Depends on what you mean by noisy... the mono block units are noisy as in the noise of a fridge freezer combined with a large fan - i.e. irritation if you are trying to watch TV or sleep - but not as loud as a vacuum cleaner!

Some people find that the small "personal" evaporative coolers do work a bit - the evaporation effect will cool the air they blow out at you a little bit - and the amount of moisture they contribute to a room is relatively small once it has a chance to diffuse within the room (they only consume a cup of water a day). The larger "room sized" evaporative coolers are on a hiding to nothing in our climate however.

This is correct.

Chances are it would help your bodies natural cooling mechanism to work more effectively. There would also be a side effect benefit in that they presumably include a fan to move air through them which would help keep the air moving in the room a bit.
In scientific terms however the de-humidifier is likely to raise the room temperature by an amount equal to its power dissipation. This will offset or even counteract the benefits.

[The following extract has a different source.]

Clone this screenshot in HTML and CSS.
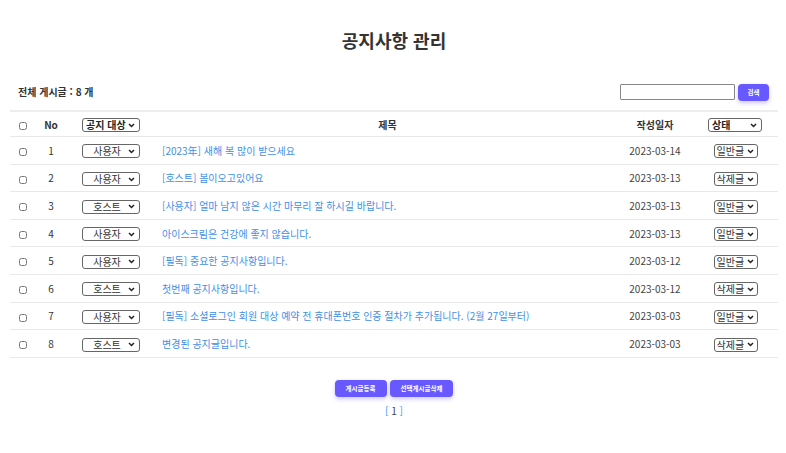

They can claim to reduce the temperature since if you measure the air output temp it will be colder since you have extracted some heat from it to help vaporise the water. Alas its a bit like wind chill - the thermometer does not tell the whole story!

All the usual things... insulation, increasing shade - plants, trees, creepers etc. Reducing solar radiation absorbtion with blinds or solar window film, forced air ventilation (fans etc). Turning off heat sources.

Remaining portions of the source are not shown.